> The problem
Copy down every line where the string "that" shows up.

> Material
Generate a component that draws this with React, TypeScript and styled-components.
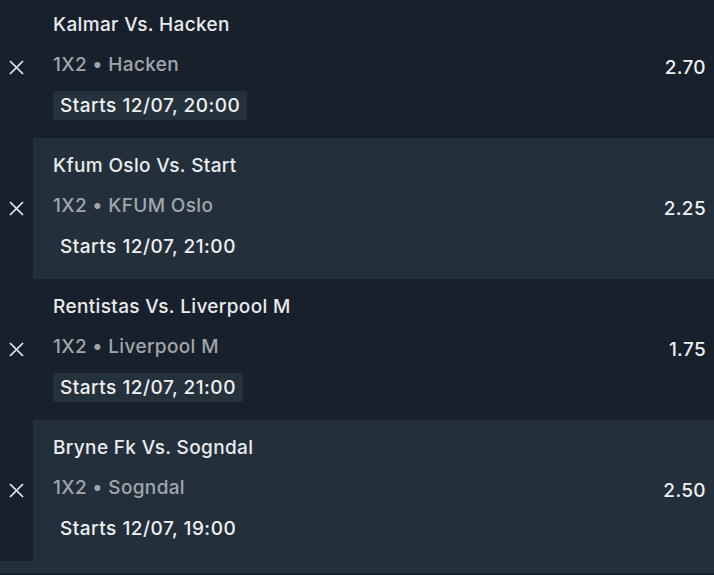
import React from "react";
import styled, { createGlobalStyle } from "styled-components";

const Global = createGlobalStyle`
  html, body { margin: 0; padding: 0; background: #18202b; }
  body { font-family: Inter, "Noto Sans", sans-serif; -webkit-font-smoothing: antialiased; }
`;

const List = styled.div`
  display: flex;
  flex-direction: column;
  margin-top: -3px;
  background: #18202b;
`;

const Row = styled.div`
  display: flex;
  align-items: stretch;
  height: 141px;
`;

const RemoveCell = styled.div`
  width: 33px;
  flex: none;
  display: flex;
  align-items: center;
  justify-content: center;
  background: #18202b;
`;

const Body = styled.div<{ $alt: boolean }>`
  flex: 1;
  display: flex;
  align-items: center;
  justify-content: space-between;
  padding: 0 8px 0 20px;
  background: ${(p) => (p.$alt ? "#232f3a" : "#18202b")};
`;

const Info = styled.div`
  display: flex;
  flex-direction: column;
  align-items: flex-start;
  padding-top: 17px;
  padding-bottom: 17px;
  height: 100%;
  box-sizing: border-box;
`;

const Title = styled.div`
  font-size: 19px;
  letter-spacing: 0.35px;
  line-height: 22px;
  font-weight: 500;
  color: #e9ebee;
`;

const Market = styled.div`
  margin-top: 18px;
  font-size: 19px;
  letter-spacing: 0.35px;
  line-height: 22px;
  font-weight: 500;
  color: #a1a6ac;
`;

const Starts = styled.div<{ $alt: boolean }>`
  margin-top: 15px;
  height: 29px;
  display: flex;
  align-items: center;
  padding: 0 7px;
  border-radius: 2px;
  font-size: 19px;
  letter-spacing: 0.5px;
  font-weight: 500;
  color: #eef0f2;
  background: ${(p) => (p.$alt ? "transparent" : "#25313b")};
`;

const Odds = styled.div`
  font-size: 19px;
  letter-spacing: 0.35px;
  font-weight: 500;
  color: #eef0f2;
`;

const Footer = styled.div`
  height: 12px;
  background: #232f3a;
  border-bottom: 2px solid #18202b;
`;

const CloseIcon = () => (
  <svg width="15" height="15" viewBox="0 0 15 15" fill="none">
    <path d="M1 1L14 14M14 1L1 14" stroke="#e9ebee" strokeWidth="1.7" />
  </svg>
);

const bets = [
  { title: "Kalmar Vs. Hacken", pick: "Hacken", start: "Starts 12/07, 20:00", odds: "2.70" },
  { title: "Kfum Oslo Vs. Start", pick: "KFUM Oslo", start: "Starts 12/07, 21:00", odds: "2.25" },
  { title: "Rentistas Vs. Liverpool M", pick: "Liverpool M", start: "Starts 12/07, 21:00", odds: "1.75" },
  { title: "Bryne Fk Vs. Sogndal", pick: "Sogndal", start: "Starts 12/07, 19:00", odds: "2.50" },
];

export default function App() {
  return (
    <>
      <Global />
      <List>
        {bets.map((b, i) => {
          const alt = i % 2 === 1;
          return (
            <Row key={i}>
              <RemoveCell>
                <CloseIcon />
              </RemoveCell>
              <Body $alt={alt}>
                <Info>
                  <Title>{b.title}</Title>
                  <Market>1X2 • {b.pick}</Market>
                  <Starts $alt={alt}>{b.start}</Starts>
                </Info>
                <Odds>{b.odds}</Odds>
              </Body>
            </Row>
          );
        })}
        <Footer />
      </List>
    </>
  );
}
==
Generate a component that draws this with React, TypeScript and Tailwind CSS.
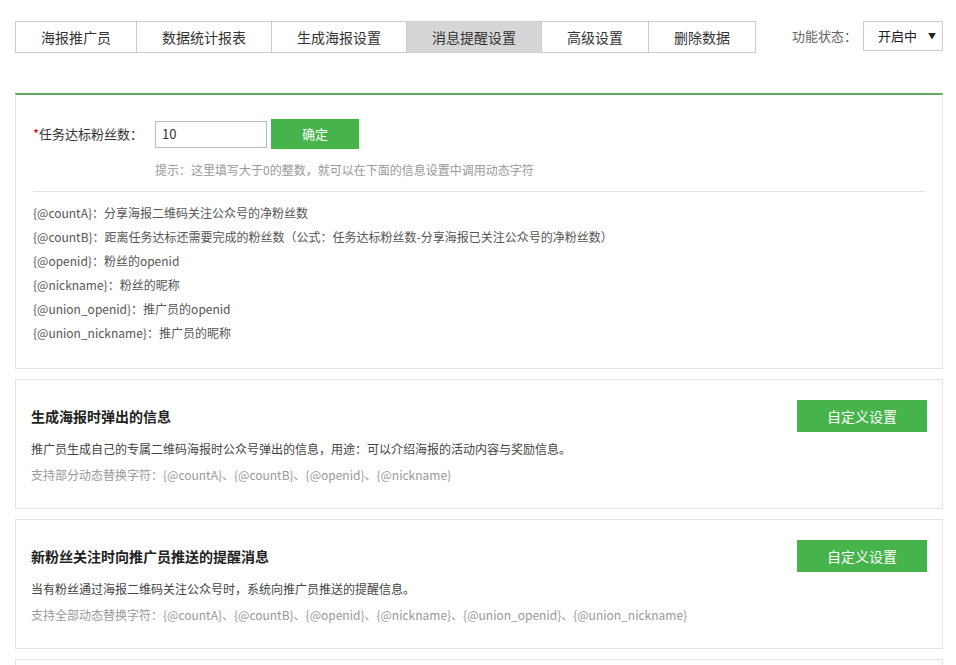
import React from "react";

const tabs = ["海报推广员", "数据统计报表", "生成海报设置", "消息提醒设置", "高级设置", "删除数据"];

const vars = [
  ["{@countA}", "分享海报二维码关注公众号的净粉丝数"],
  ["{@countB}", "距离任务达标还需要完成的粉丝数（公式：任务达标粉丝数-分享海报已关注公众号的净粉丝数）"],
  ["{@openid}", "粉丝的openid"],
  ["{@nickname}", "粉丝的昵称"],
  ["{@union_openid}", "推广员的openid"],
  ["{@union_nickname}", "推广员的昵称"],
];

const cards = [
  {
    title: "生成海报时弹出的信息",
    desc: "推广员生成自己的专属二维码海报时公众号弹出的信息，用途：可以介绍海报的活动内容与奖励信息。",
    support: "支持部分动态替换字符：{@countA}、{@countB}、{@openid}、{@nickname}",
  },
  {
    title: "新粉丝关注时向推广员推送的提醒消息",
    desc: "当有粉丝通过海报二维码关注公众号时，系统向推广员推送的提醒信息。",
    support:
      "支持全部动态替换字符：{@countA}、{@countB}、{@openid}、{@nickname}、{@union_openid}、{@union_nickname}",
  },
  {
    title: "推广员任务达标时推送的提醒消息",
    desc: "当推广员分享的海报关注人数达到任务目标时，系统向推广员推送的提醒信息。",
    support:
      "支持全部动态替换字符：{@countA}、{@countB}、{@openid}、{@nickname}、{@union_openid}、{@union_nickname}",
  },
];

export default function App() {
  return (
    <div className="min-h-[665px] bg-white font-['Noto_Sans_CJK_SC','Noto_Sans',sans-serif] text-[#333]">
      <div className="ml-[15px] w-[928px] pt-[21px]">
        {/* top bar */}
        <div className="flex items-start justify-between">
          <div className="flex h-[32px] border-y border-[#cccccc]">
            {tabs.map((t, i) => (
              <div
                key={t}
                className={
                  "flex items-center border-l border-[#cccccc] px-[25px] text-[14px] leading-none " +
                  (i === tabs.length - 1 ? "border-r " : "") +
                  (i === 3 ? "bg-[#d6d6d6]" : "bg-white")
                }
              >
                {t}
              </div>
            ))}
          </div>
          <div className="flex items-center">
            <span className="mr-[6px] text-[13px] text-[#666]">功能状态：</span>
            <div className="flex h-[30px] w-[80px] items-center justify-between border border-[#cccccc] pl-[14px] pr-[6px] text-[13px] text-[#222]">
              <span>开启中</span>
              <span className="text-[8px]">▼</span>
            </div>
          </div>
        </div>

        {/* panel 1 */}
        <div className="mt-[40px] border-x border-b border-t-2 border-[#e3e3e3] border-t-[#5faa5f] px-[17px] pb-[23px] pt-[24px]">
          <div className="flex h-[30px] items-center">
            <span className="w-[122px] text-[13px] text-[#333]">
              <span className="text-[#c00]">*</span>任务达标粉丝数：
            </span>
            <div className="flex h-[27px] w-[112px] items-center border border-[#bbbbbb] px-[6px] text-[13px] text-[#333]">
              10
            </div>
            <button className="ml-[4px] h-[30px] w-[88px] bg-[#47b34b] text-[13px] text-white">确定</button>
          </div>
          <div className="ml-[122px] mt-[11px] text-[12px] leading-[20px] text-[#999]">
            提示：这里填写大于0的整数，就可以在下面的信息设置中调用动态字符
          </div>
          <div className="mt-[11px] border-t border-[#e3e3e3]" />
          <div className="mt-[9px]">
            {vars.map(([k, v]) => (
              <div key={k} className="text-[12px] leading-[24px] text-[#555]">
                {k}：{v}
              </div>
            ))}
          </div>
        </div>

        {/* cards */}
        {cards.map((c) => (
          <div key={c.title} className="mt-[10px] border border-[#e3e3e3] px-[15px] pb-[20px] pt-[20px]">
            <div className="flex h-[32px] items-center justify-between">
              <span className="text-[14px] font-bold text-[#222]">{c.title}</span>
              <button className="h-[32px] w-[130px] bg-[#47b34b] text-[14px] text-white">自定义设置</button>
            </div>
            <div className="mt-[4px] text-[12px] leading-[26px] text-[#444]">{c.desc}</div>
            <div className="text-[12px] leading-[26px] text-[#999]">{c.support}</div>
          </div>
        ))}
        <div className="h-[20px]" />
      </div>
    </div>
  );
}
---
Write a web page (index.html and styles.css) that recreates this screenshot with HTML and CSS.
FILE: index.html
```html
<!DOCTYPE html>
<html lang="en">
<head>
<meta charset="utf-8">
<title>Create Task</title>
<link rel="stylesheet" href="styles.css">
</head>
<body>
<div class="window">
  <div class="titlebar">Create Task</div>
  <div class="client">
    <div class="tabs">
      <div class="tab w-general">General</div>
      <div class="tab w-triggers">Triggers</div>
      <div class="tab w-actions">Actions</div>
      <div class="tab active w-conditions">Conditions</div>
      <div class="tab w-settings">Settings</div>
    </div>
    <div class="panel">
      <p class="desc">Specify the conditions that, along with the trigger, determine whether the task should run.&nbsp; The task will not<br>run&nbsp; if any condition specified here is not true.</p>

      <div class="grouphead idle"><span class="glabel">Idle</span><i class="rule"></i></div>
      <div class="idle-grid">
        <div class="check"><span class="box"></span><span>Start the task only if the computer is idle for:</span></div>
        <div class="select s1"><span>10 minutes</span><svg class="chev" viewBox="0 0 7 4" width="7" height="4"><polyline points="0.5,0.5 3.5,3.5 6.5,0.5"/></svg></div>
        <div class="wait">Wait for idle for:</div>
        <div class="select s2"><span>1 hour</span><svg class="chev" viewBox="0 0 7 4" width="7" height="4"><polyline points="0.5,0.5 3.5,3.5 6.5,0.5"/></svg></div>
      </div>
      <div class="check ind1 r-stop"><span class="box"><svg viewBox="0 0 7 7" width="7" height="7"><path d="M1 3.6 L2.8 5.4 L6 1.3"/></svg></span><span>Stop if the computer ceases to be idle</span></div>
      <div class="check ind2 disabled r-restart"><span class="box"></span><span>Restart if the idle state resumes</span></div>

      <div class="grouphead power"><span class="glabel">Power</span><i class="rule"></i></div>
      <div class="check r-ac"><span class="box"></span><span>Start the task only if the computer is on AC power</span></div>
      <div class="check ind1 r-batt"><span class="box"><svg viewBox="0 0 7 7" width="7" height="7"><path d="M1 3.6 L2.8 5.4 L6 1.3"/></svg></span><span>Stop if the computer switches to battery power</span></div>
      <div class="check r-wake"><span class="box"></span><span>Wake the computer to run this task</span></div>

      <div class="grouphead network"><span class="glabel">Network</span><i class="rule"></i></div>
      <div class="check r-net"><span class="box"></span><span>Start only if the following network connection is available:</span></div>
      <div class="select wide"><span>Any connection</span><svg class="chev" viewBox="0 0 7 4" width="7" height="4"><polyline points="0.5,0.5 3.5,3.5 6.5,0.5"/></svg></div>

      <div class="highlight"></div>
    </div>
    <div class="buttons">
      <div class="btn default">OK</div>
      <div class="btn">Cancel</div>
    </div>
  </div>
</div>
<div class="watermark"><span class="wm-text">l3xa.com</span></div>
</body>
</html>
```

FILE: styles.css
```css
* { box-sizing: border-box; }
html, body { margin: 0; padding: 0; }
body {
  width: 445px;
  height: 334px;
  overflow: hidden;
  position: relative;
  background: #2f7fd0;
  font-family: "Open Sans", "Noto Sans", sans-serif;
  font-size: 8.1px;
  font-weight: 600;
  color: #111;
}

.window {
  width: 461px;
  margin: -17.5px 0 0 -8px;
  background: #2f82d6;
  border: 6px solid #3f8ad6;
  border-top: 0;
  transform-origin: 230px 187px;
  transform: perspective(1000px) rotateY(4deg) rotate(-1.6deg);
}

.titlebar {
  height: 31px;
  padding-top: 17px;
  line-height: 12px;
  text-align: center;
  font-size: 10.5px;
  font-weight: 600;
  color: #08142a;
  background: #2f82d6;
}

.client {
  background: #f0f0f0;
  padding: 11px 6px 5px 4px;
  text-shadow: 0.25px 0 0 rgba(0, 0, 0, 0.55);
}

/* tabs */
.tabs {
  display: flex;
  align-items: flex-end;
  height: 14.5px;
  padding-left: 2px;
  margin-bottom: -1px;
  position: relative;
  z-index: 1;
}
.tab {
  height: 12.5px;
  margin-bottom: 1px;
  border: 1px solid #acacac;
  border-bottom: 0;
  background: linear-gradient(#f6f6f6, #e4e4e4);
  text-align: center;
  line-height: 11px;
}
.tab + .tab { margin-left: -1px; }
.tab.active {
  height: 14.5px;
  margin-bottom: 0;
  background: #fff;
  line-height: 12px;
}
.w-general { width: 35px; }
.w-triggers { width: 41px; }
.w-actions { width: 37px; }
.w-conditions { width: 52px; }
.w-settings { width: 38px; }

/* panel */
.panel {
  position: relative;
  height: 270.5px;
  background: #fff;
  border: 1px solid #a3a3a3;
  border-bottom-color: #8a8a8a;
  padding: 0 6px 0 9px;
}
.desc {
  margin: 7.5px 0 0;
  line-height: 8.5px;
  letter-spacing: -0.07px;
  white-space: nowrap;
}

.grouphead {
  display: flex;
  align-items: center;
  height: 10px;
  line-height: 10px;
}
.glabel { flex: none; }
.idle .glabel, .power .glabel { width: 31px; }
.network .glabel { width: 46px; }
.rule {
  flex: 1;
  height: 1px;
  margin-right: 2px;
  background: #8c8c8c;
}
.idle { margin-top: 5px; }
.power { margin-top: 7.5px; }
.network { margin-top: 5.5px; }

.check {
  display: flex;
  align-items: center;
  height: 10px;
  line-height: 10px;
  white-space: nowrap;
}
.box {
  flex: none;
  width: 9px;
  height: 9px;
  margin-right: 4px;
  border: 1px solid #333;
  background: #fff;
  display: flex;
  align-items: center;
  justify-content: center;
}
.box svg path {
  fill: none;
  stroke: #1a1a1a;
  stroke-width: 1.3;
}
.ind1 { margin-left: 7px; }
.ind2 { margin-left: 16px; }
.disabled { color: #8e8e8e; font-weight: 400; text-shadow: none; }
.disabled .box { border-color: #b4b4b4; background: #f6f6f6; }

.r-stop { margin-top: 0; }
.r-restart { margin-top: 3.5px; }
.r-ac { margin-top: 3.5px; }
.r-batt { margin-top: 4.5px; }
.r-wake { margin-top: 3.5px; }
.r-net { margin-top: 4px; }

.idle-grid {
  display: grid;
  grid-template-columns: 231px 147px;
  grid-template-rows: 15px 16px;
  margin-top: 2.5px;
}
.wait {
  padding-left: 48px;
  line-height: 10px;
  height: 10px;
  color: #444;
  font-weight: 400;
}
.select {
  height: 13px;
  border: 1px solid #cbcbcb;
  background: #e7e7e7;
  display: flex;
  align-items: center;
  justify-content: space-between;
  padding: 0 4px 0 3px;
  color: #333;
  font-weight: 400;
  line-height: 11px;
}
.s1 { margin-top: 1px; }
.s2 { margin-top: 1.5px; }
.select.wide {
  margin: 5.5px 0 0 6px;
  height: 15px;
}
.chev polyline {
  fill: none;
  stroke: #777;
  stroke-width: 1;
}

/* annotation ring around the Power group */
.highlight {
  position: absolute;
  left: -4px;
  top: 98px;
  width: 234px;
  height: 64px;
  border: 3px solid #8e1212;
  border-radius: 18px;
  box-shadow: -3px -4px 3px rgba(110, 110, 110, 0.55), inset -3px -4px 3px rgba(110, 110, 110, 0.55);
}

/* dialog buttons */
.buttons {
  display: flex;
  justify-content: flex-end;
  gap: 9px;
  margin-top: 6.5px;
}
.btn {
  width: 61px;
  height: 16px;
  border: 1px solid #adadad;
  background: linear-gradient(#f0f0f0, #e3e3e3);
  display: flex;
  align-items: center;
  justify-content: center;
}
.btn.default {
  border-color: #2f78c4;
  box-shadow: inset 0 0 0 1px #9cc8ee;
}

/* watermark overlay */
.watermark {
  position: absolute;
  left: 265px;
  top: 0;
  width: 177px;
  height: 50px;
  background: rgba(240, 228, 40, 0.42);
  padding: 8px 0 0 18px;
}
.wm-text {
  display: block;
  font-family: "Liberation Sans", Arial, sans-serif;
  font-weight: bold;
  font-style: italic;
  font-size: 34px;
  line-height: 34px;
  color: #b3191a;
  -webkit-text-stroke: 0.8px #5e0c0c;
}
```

> Solution
Generate a component that draws this with React, TypeScript and styled-components.
Generate a component that draws this with React, TypeScript and Tailwind CSS.
Write a web page (index.html and styles.css) that recreates this screenshot with HTML and CSS.
      <p class="desc">Specify the conditions that, along with the trigger, determine whether the task should run.&nbsp; The task will not<br>run&nbsp; if any condition specified here is not true.</p>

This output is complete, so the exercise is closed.